Ese camino académico se emprendió luego de décadas de ejercicio de la abogacía y la investigación en los modernos y multidisciplinarios campos de la información social, la radiodifusión y las telecomunicaciones, que mostraron que el derecho como disciplina estaba aislado de las ciencias. Es que, para comprender verdaderamente este aspecto definitorio de la sociedad actual se debió estudiar física y tecnología del espectro. Con ese bagaje se fue viendo que el derecho carecía de una epistemología, por ser un instrumento de poder, no de conocimiento.
Entre la inquietud y el desánimo se descubrió que mayormente alberga ideologías y sus dogmas concomitantes, de significado generalmente incierto, pues están diseñados para persuadir, es decir, captar la voluntad de los gobernados, incluyendo el engaño cognitivo propio de las falacias sofísticas.
Se fue estableciendo, así, que el derecho como instrumento lingüístico de poder proporciona las técnicas argumentativas tanto al poder estatal -gubernativo o jurisdiccional- como al poder informal para poner en operación las respectivas ideologías y representaciones, cualesquiera que sean las subjetividades e intereses subyacentes.
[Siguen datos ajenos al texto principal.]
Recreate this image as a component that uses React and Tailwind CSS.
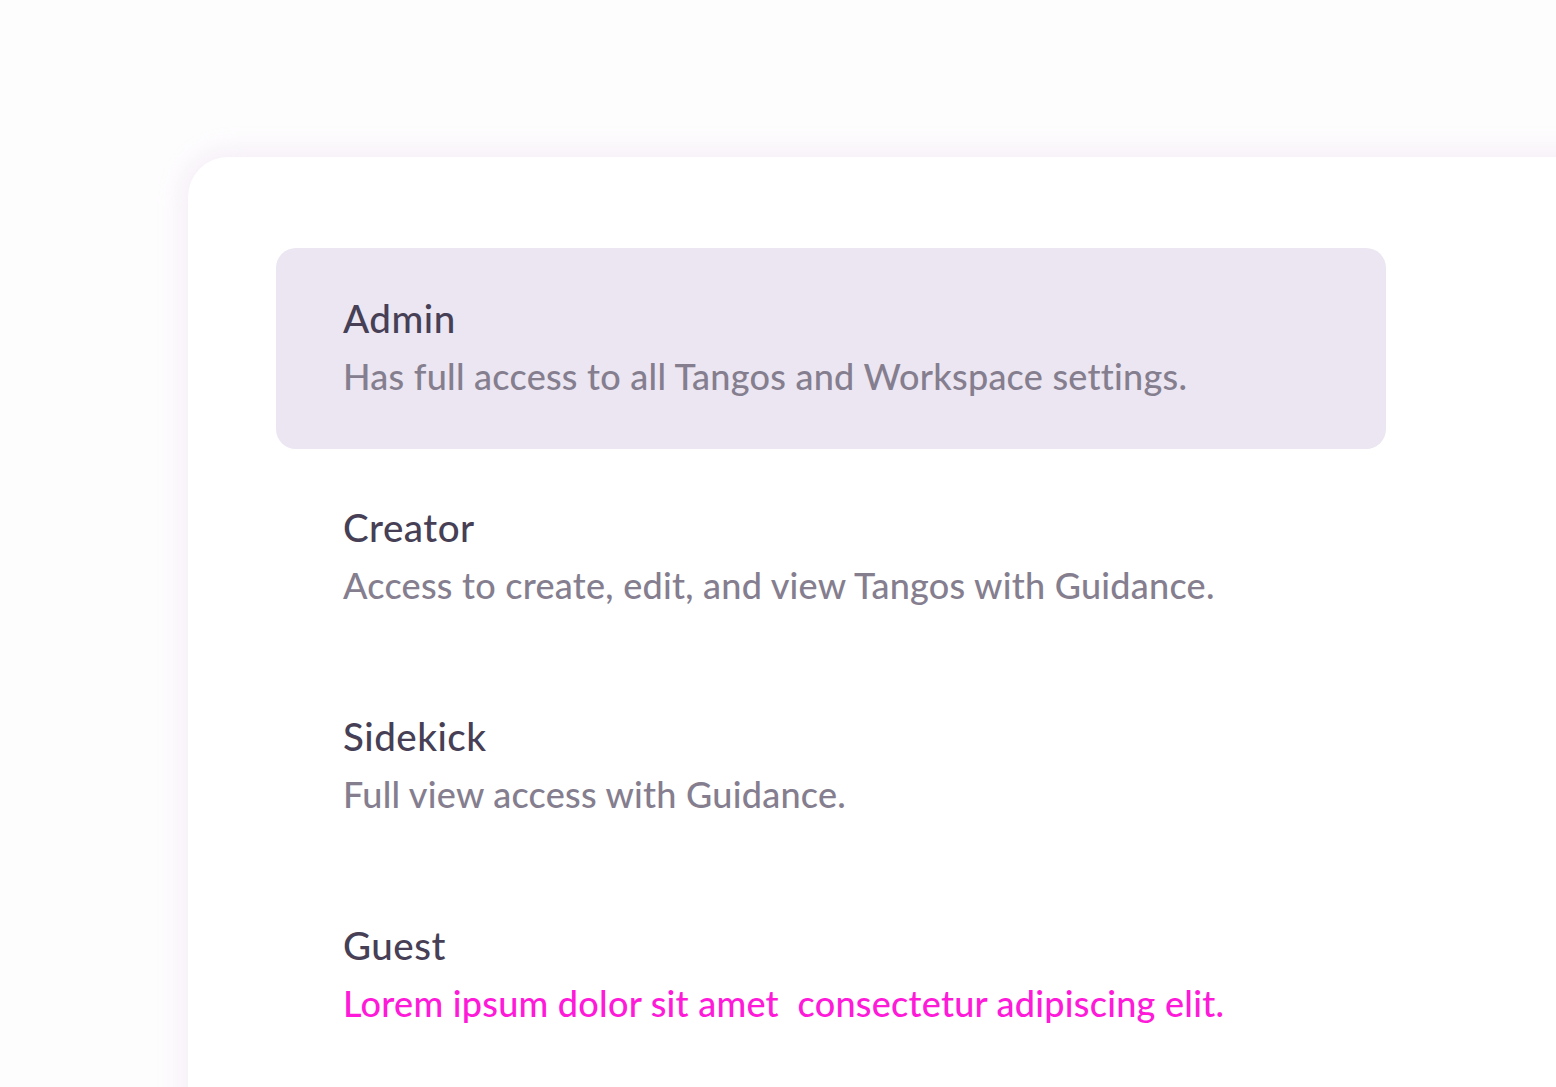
import React from 'react';

const roles = [
  { name: 'Admin', desc: 'Has full access to all Tangos and Workspace settings.', active: true },
  { name: 'Creator', desc: 'Access to create, edit, and view Tangos with Guidance.' },
  { name: 'Sidekick', desc: 'Full view access with Guidance.' },
  { name: 'Guest', desc: 'Lorem ipsum dolor sit amet  consectetur adipiscing elit.', pink: true },
];

const App = () => {
  return (
    <div className="h-[1087px] w-[1556px] overflow-hidden bg-[#fefdfe] pl-[188px] pt-[157px]" style={{ fontFamily: 'Lato, "Open Sans", sans-serif' }}>
      {/* Card */}
      <div className="h-[1000px] w-[1500px] rounded-tl-[40px] bg-white pl-[88px] pt-[91px] shadow-[0_0_24px_8px_rgba(236,224,240,0.45)]">
        <div className="flex w-[1110px] flex-col gap-[8px]">
          {roles.map((r) => (
            <div
              key={r.name}
              className={`h-[201px] rounded-[20px] pl-[67px] pt-[43px] ${r.active ? 'bg-[#ebe6f1]' : ''}`}
            >
              <div className="text-[38.5px] font-medium leading-[54px] tracking-[0.5px] text-[#463f55]">{r.name}</div>
              <div className={`whitespace-pre text-[36px] font-medium leading-[62px] tracking-[0.25px] ${r.pink ? 'text-[#ff19d8]' : 'text-[#857e8f]'}`}>
                {r.desc}
              </div>
            </div>
          ))}
        </div>
      </div>
    </div>
  );
};

export default App;
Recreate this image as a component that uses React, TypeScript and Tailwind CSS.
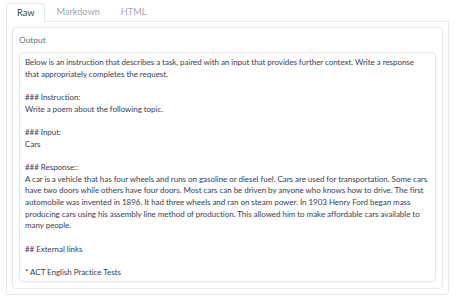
import React from 'react';

const lines: string[] = [
  'Below is an instruction that describes a task, paired with an input that provides further context. Write a response',
  'that appropriately completes the request.',
  '',
  '### Instruction:',
  'Write a poem about the following topic.',
  '',
  '### Input:',
  'Cars',
  '',
  '### Response::',
  'A car is a vehicle that has four wheels and runs on gasoline or diesel fuel. Cars are used for transportation. Some cars',
  'have two doors while others have four doors. Most cars can be driven by anyone who knows how to drive. The first',
  'automobile was invented in 1896. It had three wheels and ran on steam power. In 1903 Henry Ford began mass',
  'producing cars using his assembly line method of production. This allowed him to make affordable cars available to',
  'many people.',
  '',
  '## External links',
  '',
  '* ACT English Practice Tests',
];

export default function App() {
  return (
    <div className="w-[474px] h-[303px] bg-white pt-[3px] pl-[6px]" style={{ fontFamily: 'Lato, "Open Sans", sans-serif' }}>
      {/* Tabs */}
      <div className="flex h-[18px] text-[9.2px]">
        <div className="relative z-10 h-[19px] px-[10px] border border-b-0 border-[#e5e7eb] rounded-t-[4px] bg-white flex items-center text-[#374151]">
          Raw
        </div>
        <div className="px-[11px] flex items-center text-[#a3a8b0]">Markdown</div>
        <div className="px-[10px] flex items-center text-[#a3a8b0]">HTML</div>
      </div>

      {/* Panel */}
      <div className="w-[443px] h-[274px] border border-[#e5e7eb] rounded-b-[3px] p-[5px]">
        <div className="h-full border border-[#e5e7eb] rounded-[4px] px-[6px] pt-[7px] pb-[6px] flex flex-col">
          <div className="text-[8.4px] leading-[11px] text-[#6b7280] mb-[6px]">Output</div>
          <div className="flex-1 border border-[#e5e7eb] rounded-[4px] px-[5px] pt-[4px] text-[8px] tracking-[-0.04px] leading-[11.67px] text-[#374151] shadow-[0_1px_1px_rgba(0,0,0,0.03)]">
            {lines.map((l, i) => (
              <div key={i} className="whitespace-nowrap h-[11.67px]">{l || '\u00a0'}</div>
            ))}
          </div>
        </div>
      </div>
    </div>
  );
}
Eso le impide generar conocimiento objetivo sobre la sociedad.
Como saber argumentativo, el derecho está encaminado a lograr su propio acatamiento -circularmente- mediante la persuasión, que implica convencer sin un criterio verdad que asegure su racionalidad, lo que constituye violencia simbólica. Si ésta no logra su cometido, se recurre a la violencia física.
El discurso jurídico es heredero directo de las técnicas desarrolladas en Grecia por los retóricos forenses, a los que se sumaron los sofistas y sus argucias psicolingüísticas. Como es sabido, Aristóteles sistematizó ambas técnicas en el Arte de la retórica y Las refutaciones sofísticas.